[PROVIDED MATERIAL]
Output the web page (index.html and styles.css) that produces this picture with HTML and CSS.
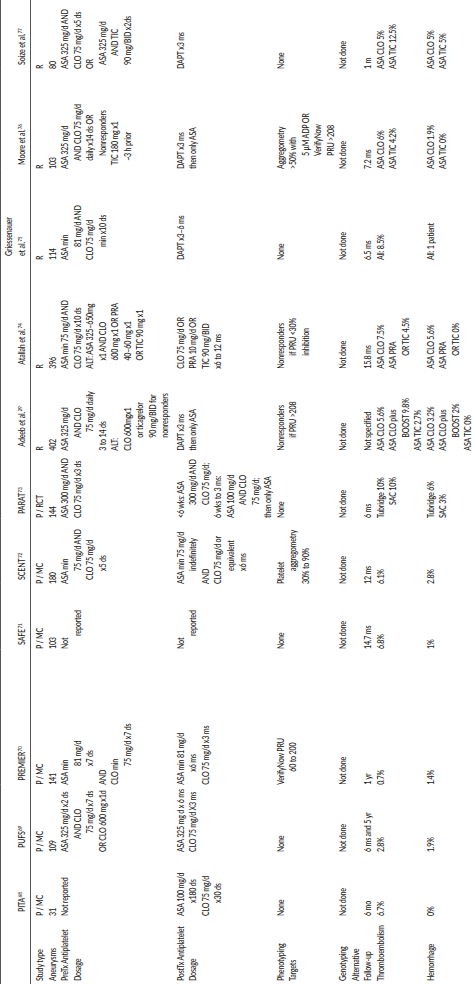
FILE: index.html
```html
<!DOCTYPE html>
<html lang="en">
<head>
<meta charset="utf-8">
<title>Antiplatelet regimens table</title>
<link rel="stylesheet" href="styles.css">
</head>
<body>
<div class="page">
  <div class="rot">
    <table class="t">
      <colgroup>
        <col class="c-lab"><col class="c-pita"><col class="c-pufs"><col class="c-premier"><col class="c-safe"><col class="c-scent"><col class="c-parat"><col class="c-adeeb"><col class="c-atallah"><col class="c-gries"><col class="c-moore"><col class="c-soize">
      </colgroup>
      <thead>
        <tr>
          <th></th>
          <th>PITA<sup>68</sup></th>
          <th>PUFS<sup>69</sup></th>
          <th>PREMIER<sup>70</sup></th>
          <th>SAFE<sup>71</sup></th>
          <th>SCENT<sup>72</sup></th>
          <th>PARAT<sup>73</sup></th>
          <th>Adeeb et al.<sup>29</sup></th>
          <th>Atallah et al.<sup>74</sup></th>
          <th><span class="l">Griessenauer</span><span class="l">et al.<sup>75</sup></span></th>
          <th>Moore et al.<sup>76</sup></th>
          <th>Soize et al.<sup>77</sup></th>
        </tr>
      </thead>
      <tbody>
        <tr class="first">
          <td class="lab">Study type</td>
          <td>P / MC</td><td>P / MC</td><td>P / MC</td><td>P / MC</td><td>P / MC</td><td>P / RCT</td><td>R</td><td>R</td><td>R</td><td>R</td><td>R</td>
        </tr>
        <tr>
          <td class="lab">Aneurysms</td>
          <td>31</td><td>109</td><td>141</td><td>103</td><td>180</td><td>144</td><td>402</td><td>396</td><td>114</td><td>103</td><td>80</td>
        </tr>
        <tr class="pre">
          <td class="lab"><span class="l">PreTx Antiplatelet</span><span class="l">Dosage</span></td>
          <td>Not reported</td>
          <td><span class="l">ASA 325 mg/d x2 ds</span><span class="l i3">AND CLO</span><span class="l i4">75 mg/d x7 ds</span><span class="l">OR CLO 600 mg x1d</span></td>
          <td><span class="l">ASA min</span><span class="l i4">81 mg/d</span><span class="l i4">x7 ds</span><span class="l">AND</span><span class="l">CLO min</span><span class="l i4">75 mg/d x7 ds</span></td>
          <td><span class="l">Not</span><span class="l i3">reported</span></td>
          <td><span class="l">ASA min</span><span class="l i3">75 mg/d AND</span><span class="l i1">CLO 75 mg/d</span><span class="l i3">x5 ds</span></td>
          <td><span class="l">ASA 300 mg/d AND</span><span class="l">CLO 75 mg/d x3 ds</span></td>
          <td><span class="l">ASA 325 mg/d</span><span class="l i3">AND CLO</span><span class="l i4">75 mg/d daily</span><span class="l">3 to 14 ds</span><span class="l">ALT:</span><span class="l">CLO 600mgx1</span><span class="l i3">or ticagrelor</span><span class="l i3">90 mg/BID for</span><span class="l i3">nonresponders</span></td>
          <td><span class="l">ASA min 75 mg/d AND</span><span class="l">CLO 75 mg/d x10 ds</span><span class="l">ALT: ASA 325–650mg</span><span class="l i2">x1 AND CLO</span><span class="l i2">600 mg x1 OR PRA</span><span class="l i2">40–60 mg x1</span><span class="l i2">OR TIC 90 mg x1</span></td>
          <td><span class="l">ASA min</span><span class="l i3">81 mg/d AND</span><span class="l">CLO 75 mg/d</span><span class="l i3">min x10 ds</span></td>
          <td><span class="l">ASA 325 mg/d</span><span class="l i2">AND CLO 75 mg/d</span><span class="l i2">daily x14 ds OR</span><span class="l i3">Nonresponders</span><span class="l i1">TIC 180 mg x1</span><span class="l i2">~3 h prior</span></td>
          <td><span class="l">ASA 325 mg/d AND</span><span class="l">CLO 75 mg/d x5 ds</span><span class="l">OR</span><span class="l i1">ASA 325 mg/d</span><span class="l i3">AND TIC</span><span class="l i1">90 mg/BID x2ds</span></td>
        </tr>
        <tr>
          <td class="lab"><span class="l">PostTx Antiplatelet</span><span class="l">Dosage</span></td>
          <td><span class="l">ASA 100 mg/d</span><span class="l i3">x180 ds</span><span class="l">CLO 75 mg/d</span><span class="l i3">x30 ds</span></td>
          <td><span class="l">ASA 325 mg d x 6 ms</span><span class="l">CLO 75 mg/d X3 ms</span></td>
          <td><span class="l">ASA min 81 mg/d</span><span class="l i3">x6 ms</span><span class="l">CLO 75 mg/d x3 ms</span></td>
          <td><span class="l">Not</span><span class="l i3">reported</span></td>
          <td><span class="l">ASA min 75 mg/d</span><span class="l i3">indefinitely</span><span class="l">AND</span><span class="l">CLO 75 mg/d or</span><span class="l i3">equivalent</span><span class="l i3">x6 ms</span></td>
          <td><span class="l">&lt;6 wks: ASA</span><span class="l i3">300 mg/d AND</span><span class="l i3">CLO 75 mg/d;</span><span class="l">6 wks to 3 ms:</span><span class="l">ASA 100 mg/d</span><span class="l i3">AND CLO</span><span class="l i3">75 mg/d;</span><span class="l">then only ASA</span></td>
          <td><span class="l">DAPT x3 ms</span><span class="l">then only ASA</span></td>
          <td><span class="l">CLO 75 mg/d OR</span><span class="l">PRA 10 mg/d OR</span><span class="l">TIC 90 mg/BID</span><span class="l">x6 to 12 ms</span></td>
          <td>DAPT x3–6 ms</td>
          <td><span class="l">DAPT x3 ms</span><span class="l">then only ASA</span></td>
          <td>DAPT x3 ms</td>
        </tr>
        <tr>
          <td class="lab"><span class="l">Phenotyping</span><span class="l">Targets</span></td>
          <td>None</td>
          <td>None</td>
          <td><span class="l">VerifyNow PRU</span><span class="l i3">60 to 200</span></td>
          <td>None</td>
          <td><span class="l">Platelet</span><span class="l i3">aggregometry</span><span class="l">30% to 90%</span></td>
          <td>None</td>
          <td><span class="l">Nonresponders</span><span class="l i3">if PRU &gt;208</span></td>
          <td><span class="l">Nonresponders</span><span class="l i3">if PRU &lt;30%</span><span class="l i3">inhibition</span></td>
          <td>None</td>
          <td><span class="l">Aggregometry</span><span class="l">&gt;50% with</span><span class="l i3">5 μM ADP OR</span><span class="l i3">VerifyNow</span><span class="l i3">PRU &gt;208</span></td>
          <td>None</td>
        </tr>
        <tr>
          <td class="lab">Genotyping</td>
          <td>Not done</td><td>Not done</td><td>Not done</td><td>Not done</td><td>Not done</td><td>Not done</td><td>Not done</td><td>Not done</td><td>Not done</td><td>Not done</td><td>Not done</td>
        </tr>
        <tr>
          <td class="lab">Alternative</td>
          <td></td><td></td><td></td><td></td><td></td><td></td><td></td><td></td><td></td><td></td><td></td>
        </tr>
        <tr>
          <td class="lab">Follow-up</td>
          <td>6 mo</td><td>6 ms and 5 yr</td><td>1 yr</td><td>14.7 ms</td><td>12 ms</td><td>6 ms</td><td>Not specified</td><td>15.8 ms</td><td>6.5 ms</td><td>7.2 ms</td><td>1 m</td>
        </tr>
        <tr>
          <td class="lab">Thromboembolism</td>
          <td>6.7%</td>
          <td>2.8%</td>
          <td>0.7%</td>
          <td>6.8%</td>
          <td>6.1%</td>
          <td><span class="l">Tubridge 10%</span><span class="l i3">SAC 10%</span></td>
          <td><span class="l">ASA CLO 5.6%</span><span class="l">ASA CLO plus</span><span class="l i3">BOOST 9.8%</span><span class="l">ASA TIC 2.7%</span></td>
          <td><span class="l">ASA CLO 7.5%</span><span class="l">ASA PRA</span><span class="l i3">OR TIC 4.5%</span></td>
          <td>All: 8.5%</td>
          <td><span class="l">ASA CLO 6%</span><span class="l">ASA TIC 4.2%</span></td>
          <td><span class="l">ASA CLO 5%</span><span class="l">ASA TIC 12.5%</span></td>
        </tr>
        <tr class="last">
          <td class="lab">Hemorrhage</td>
          <td>0%</td>
          <td>1.9%</td>
          <td>1.4%</td>
          <td>1%</td>
          <td>2.8%</td>
          <td><span class="l">Tubridge 6%</span><span class="l">SAC 3%</span></td>
          <td><span class="l">ASA CLO 3.2%</span><span class="l">ASA CLO plus</span><span class="l i3">BOOST 2%</span><span class="l">ASA TIC 0%</span></td>
          <td><span class="l">ASA CLO 5.6%</span><span class="l">ASA PRA</span><span class="l i3">OR TIC 0%</span></td>
          <td>All: 1 patient</td>
          <td><span class="l">ASA CLO 1.9%</span><span class="l">ASA TIC 0%</span></td>
          <td><span class="l">ASA CLO 5%</span><span class="l">ASA TIC 5%</span></td>
        </tr>
      </tbody>
    </table>
  </div>
</div>
</body>
</html>
```

FILE: styles.css
```css
html, body {
  margin: 0;
  padding: 0;
  background: #ffffff;
}

body {
  width: 474px;
  height: 984px;
  overflow: hidden;
}

.page {
  width: 474px;
  height: 984px;
  overflow: hidden;
}

/* the table is laid out in its natural (landscape) direction and turned a quarter anti-clockwise */
.rot {
  width: 984px;
  height: 474px;
  transform-origin: 0 0;
  transform: translateY(984px) rotate(-90deg);
}

/* the printed face is a narrow humanist sans: emulate it by condensing Lato horizontally */
.t {
  border-collapse: collapse;
  table-layout: fixed;
  width: 1200px;
  transform-origin: 0 0;
  transform: scaleX(0.82);
  font-family: Lato, "Liberation Sans", sans-serif;
  font-size: 8.7px;
  font-weight: 500;
  letter-spacing: -0.25px;
  line-height: 12.5px;
  color: #1a1a1a;
}

.c-lab { width: 82.9px; }
.c-pita { width: 78px; }
.c-pufs { width: 82px; }
.c-premier { width: 165.6px; }
.c-safe { width: 79.3px; }
.c-scent { width: 80.5px; }
.c-parat { width: 82px; }
.c-adeeb { width: 100px; }
.c-atallah { width: 132.6px; }
.c-gries { width: 111px; }
.c-moore { width: 122px; }
.c-soize { width: 84.1px; }

.t th,
.t td {
  padding: 0;
  text-align: left;
  vertical-align: top;
  font-weight: 500;
  white-space: nowrap;
  overflow: visible;
}

.t thead th {
  vertical-align: bottom;
  padding: 2px 0 2px 5px;
  border-top: 1.5px solid #555;
  border-bottom: 1.5px solid #555;
}

.t sup {
  font-size: 5.8px;
  line-height: 0;
  vertical-align: 3px;
  margin-left: 0.5px;
}

.t td.lab {
  padding-left: 3.6px;
}

.t tr.first td {
  padding-top: 3px;
}

.t tr.pre td {
  padding-bottom: 3px;
}

.l {
  display: block;
}

.i1 { padding-left: 5px; }
.i2 { padding-left: 10px; }
.i3 { padding-left: 16px; }
.i4 { padding-left: 23px; }
```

[EXERCISE DETAILS] Track down every line of the material containing the string "index", and copy it.

[COMPLETE ANSWER]
Output the web page (index.html and styles.css) that produces this picture with HTML and CSS.
FILE: index.html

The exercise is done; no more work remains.